By Paul S. Ropp
Mahatma Gandhi, the great apostle of nonviolence who sought to end British rule in India by peaceful means, once said in a moment of striking candor: “I like your Christ. I do not like your Christians. Your Christians are so unlike your Christ.”
Admittedly, it’s not easy to live up to the ethical altruism that Jesus taught, but Gandhi thought that Christians, of all people, should at least exemplify the compassion of Jesus.
As the Christian right has risen to prominence in American politics, it has increasingly attacked the values that Jesus taught. Rick Perry and Michele Bachmann loudly proclaim their Christian faith, but the main point of their faith is that Jesus assures them of an eternity in Heaven while anyone who holds views different from their own is assured of an eternity in Hell. This turns Christianity into the narcissistic pursuit of personal salvation.
In the Gospel of Matthew in the Sermon on the Mount, Jesus says it is not those who say “Lord, Lord” but those who do the will of the Father who will inherit the kingdom of Heaven. He also makes it clear with his parable of the Good Samaritan that God’s will is for us to love our neighbors as ourselves, to be compassionate toward people we might not even know or like.
The biblical scholar Marcus Borg, in his book “Meeting Jesus Again for the First Time,” writes that Jesus attacked the religious purity system of his own day, and argued for a religion centered not on purity but on compassion. Samaritans were seen as impure in first-century Judaism, and so was death. A priest and a Levite pass an injured victim of robbery on a roadside in part because the man is near death, and death was seen as impure and polluting.
In making an impure Samaritan the hero of his parable of compassion, the one who throws caution to the wind and rescues the dying stranger, Jesus attacked the emphasis on purity and piety in the established religion of his day. He was criticized for socializing with sinners and the impure, “the least of these,” and for breaking the strict rules of the Sabbath.
My father was a farmer, a devout Mennonite who taught Sunday school, read the Bible daily, and frequently quoted Scripture to make sense of things or explain his actions and feelings. One of his favorite Bible quotes was the verse from Matthew 25 in the King James Version: “Inasmuch as ye have done it unto the least of these my brethren, ye have done it unto me.” I didn’t even understand this sentence the first time I heard it, but early on I became aware of its importance in my dad’s worldview.
The verse comes near the end of Jesus’ parable about people facing God’s judgment, and being judged, not by their particular beliefs, but by the degree to which they feed the hungry, clothe the naked, heal the sick, befriend the stranger and visit the imprisoned.

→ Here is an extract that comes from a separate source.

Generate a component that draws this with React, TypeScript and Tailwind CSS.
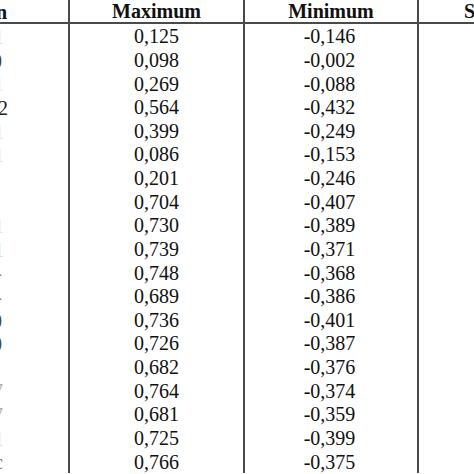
import React from "react";

const rows: { label: string; lc: string; off: string; max: string; min: string }[] = [
  { label: "1", lc: "text-[#ddd]", off: "right-[64px]", max: "0,125", min: "-0,146" },
  { label: "0", lc: "text-[#444]", off: "right-[66px]", max: "0,098", min: "-0,002" },
  { label: "1", lc: "text-[#e5e5e5]", off: "right-[64px]", max: "0,269", min: "-0,088" },
  { label: "2", lc: "text-[#222]", off: "right-[60px]", max: "0,564", min: "-0,432" },
  { label: "1", lc: "text-[#ddd]", off: "right-[64px]", max: "0,399", min: "-0,249" },
  { label: "1", lc: "text-[#ddd]", off: "right-[64px]", max: "0,086", min: "-0,153" },
  { label: "", lc: "text-[#ddd]", off: "right-[64px]", max: "0,201", min: "-0,246" },
  { label: "", lc: "text-[#ddd]", off: "right-[64px]", max: "0,704", min: "-0,407" },
  { label: "1", lc: "text-[#ddd]", off: "right-[64px]", max: "0,730", min: "-0,389" },
  { label: "1", lc: "text-[#d5d5d5]", off: "right-[64px]", max: "0,739", min: "-0,371" },
  { label: "-", lc: "text-[#888]", off: "right-[66px]", max: "0,748", min: "-0,368" },
  { label: "-", lc: "text-[#888]", off: "right-[66px]", max: "0,689", min: "-0,386" },
  { label: "0", lc: "text-[#444]", off: "right-[66px]", max: "0,736", min: "-0,401" },
  { label: "0", lc: "text-[#444]", off: "right-[66px]", max: "0,726", min: "-0,387" },
  { label: "", lc: "text-[#ddd]", off: "right-[64px]", max: "0,682", min: "-0,376" },
  { label: "7", lc: "text-[#aaa]", off: "right-[65px]", max: "0,764", min: "-0,374" },
  { label: "7", lc: "text-[#aaa]", off: "right-[65px]", max: "0,681", min: "-0,359" },
  { label: "1", lc: "text-[#ddd]", off: "right-[64px]", max: "0,725", min: "-0,399" },
  { label: "c", lc: "text-[#777]", off: "right-[65px]", max: "0,766", min: "-0,375" },
];

function Cells({ c1, c2, c3, c4, head }: { c1: React.ReactNode; c2: React.ReactNode; c3: React.ReactNode; c4: React.ReactNode; head?: boolean }) {
  return (
    <div className={`flex ${head ? "h-[22px]" : "h-[23.64px]"}`}>
      <div className="w-[68px] shrink-0 overflow-hidden relative">{c1}</div>
      <div className="w-[2px] shrink-0 self-stretch bg-[#4a4a4a]" />
      <div className={`w-[173px] shrink-0 flex items-center justify-center ${head ? "font-bold pb-[1px]" : "pt-[1px]"}`}>{c2}</div>
      <div className="w-[2px] shrink-0 self-stretch bg-[#4a4a4a]" />
      <div className={`w-[172px] shrink-0 flex items-center justify-center ${head ? "font-bold pb-[1px]" : "pt-[1px] pr-[3px]"}`}>{c3}</div>
      <div className="w-[2px] shrink-0 self-stretch bg-[#4a4a4a]" />
      <div className="flex-1 flex items-center pl-[45px] font-bold whitespace-nowrap pb-[1px]">{c4}</div>
    </div>
  );
}

export default function App() {
  return (
    <div
      className="w-[474px] h-[474px] overflow-hidden bg-white text-[#111] text-[20px] leading-none"
      style={{ fontFamily: '"Liberation Serif", "Times New Roman", serif' }}
    >
      <Cells
        head
        c1={<span className="absolute right-[61px] top-[2px] font-bold whitespace-nowrap">Station</span>}
        c2="Maximum"
        c3="Minimum"
        c4="Standard deviation"
      />
      <div className="h-[2px] w-full bg-[#4a4a4a]" />
      {rows.map((r, i) => (
        <Cells
          key={i}
          c1={<span className={`absolute ${r.off} top-[3px] whitespace-nowrap ${r.lc}`}>{r.label}</span>}
          c2={r.max}
          c3={r.min}
          c4=""
        />
      ))}
    </div>
  );
}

When the people being judged are puzzled, Jesus quotes God as saying, whatever you do to the stranger, the poor, downtrodden and imprisoned, you do to God.
Our politicians who shout “Lord, Lord!” with the greatest intensity proclaim their deep faith in Jesus as their personal savior, while they explicitly contradict the ethical lessons that Jesus taught. Their ire is directed at precisely those Jesus called “the least of these,” the stranger (undocumented immigrants), the poor (welfare freeloaders), and the imprisoned (criminals).
I don’t question the sincerity of Rick Perry and Michele Bachmann, but I see little evidence that they understand or believe the teachings of Jesus. They pray not in a closet as Jesus advised, but shout their prayers into megaphones from mountaintops. They frequently appeal to fear (of terrorists), resentment (of liberals and welfare cheats), and anger (at our first black president, at “socialized medicine,” at federal bureaucrats).
The Christian right has made Christianity into a civil religion where Jesus’ declaration, “The first shall be last” is replaced with “We are No. 1.” “Love your neighbor as yourself” is replaced with “Don’t tread on me.” “Love your enemy” is replaced with “Carry a big stick and don’t be afraid to use it.”
It may be effective politics to appeal to hate, fear and resentment in hard economic times, but it clearly contradicts the ethical teachings of Jesus.
Paul S. Ropp is research professor of history at Clark University.